Киреев прищуривается, поправляет очки и устремляет внимательный взор на «гостя». Размышляет:
— Игорь, Вы так изменили свой имидж, я Вас даже не узнал… Скажите, — мастер оживляется, лицо его озарено улыбкой надежды, — эти внешние перемены как-то повлияли на Ваше творчество?!
Весёлые у нас были семинары, что и говорить. Света Руденко, жительница города Луганска, в самый последний момент, вместе с преподавателем, вбегает на лекцию. Запыхалась, шепчет: «Ребята, я прямо с поезда, даже в общежитие на заходила… Как Москва, как жизнь? Вы меня извините, но я не поняла: Пушкин на месте? А то у вас тут столько перемен!» «Что ты имеешь в виду?» «Памятник Пушкину стоит ещё? Выскочила из метро — верчу головой туда-сюда — ничего не вижу. Ну, думаю всё — и до Пушкина добрались!..»
Той же Свете надо было досрочно сдать экзамен преподавателю К. Она осталась после лекции, договорилась с ним о времени и месте. Света хорошо училась — помогало то, что Луганский филфак она окончила с красным дипломом. Рассказывает: «Стою, караулю К. у главного корпуса. Выходит. Я к нему: экзамен Вам сегодня досрочно сдаю, помните? Он на меня дико глянул, и как кинулся в кусты, которые возле памятника Герцену растут! Я — за ним, по грязи, по лужам. Кричу: куда же Вы? А он через кусты как лось продрался, шмыгнул в калитку, прыгнул в троллейбус и был таков! Что бы это значило?!» — недоумевала Света. «Наверно, он твоих знаний боится», — подкалывал её уфимец Юра Горюхин.
Была на курсе троица — «гиганты мысли». Ольга Тузова, Людмила Вязьмитинова и Андрей Шашков — эти гении интеллекта знали, казалось, всё. Они и на лекциях вместе сидели, и разговоры вели недоступные для массового студенческого сознания. Мы, простые смертные, относились к ним с глубочайшим уважением — в безвыходной ситуации наши знайки и списать дадут, и милосердно подскажут.

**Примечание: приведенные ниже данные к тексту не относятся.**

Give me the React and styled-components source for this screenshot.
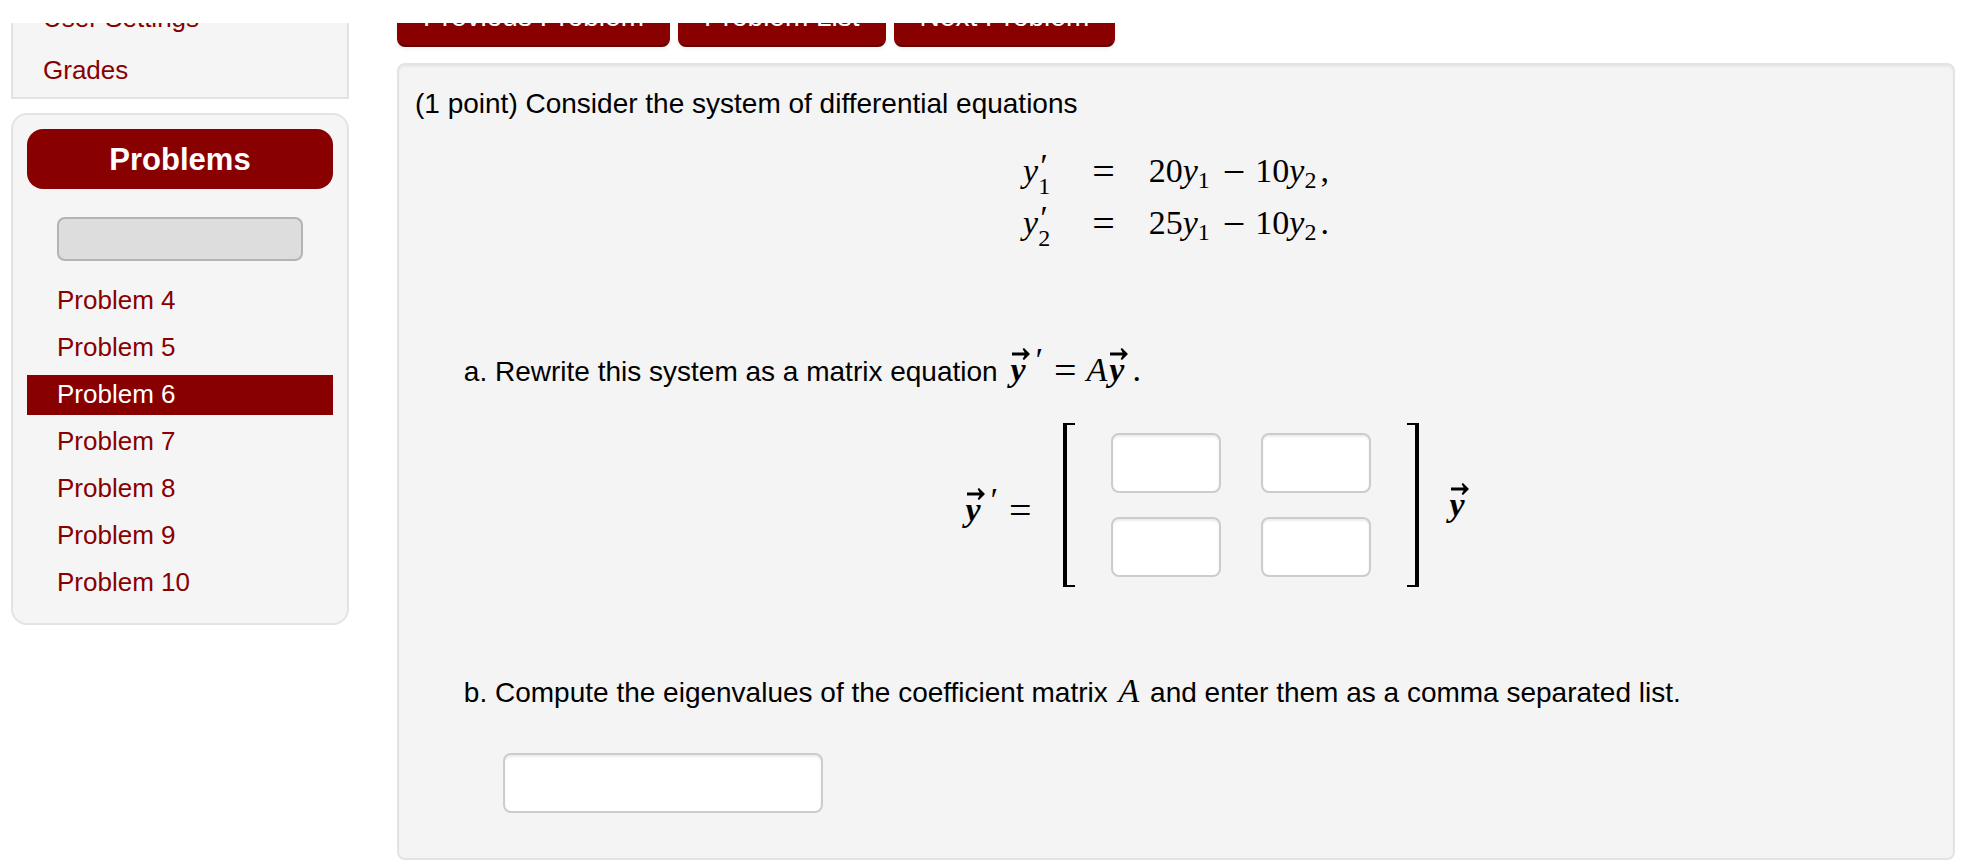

Но встречались и другие крайности. Как-то в один день поставили нам два экзамена. Философию профессору Зимину сдавали мы на первом этаже, а экзамен по русской критике С. М. Казначеев принимал наверху, в зале. Студентка В. прибежала в самый разгар процесса — часов в 12. Видит — внизу толпа. «Как принимает?» «Нормально, в настроении сегодня». «Я иду, пустите, мне побыстрей надо!» Влетает в аудиторию, тащит билет. Ей достались позитивисты — Конт и Спенсер. «Меня, честно скажу, вопрос насторожил, — рассказывала нам потом В. — Странные фамилии для экзамена по русской критике. Ну, думаю, нельзя же объять необъятного — наверное, не дочитала, что-то пропустила. Села, чувствую — в голове полный вакуум. Прошу наших: дайте списать! И мне Рома пихает под столом огромную книженцию — страниц в семьсот — „Справочник по философии“. Я говорю: зачем мне это? А он: другой нету. И тут до меня начинает доходить… Ужас… Сердце даже в пятки упало… Я у Ромы спрашиваю: это какой экзамен? Он: что? Экзамен, говорю, по какому предмету? Рома глаза выпучил и говорит: по философии.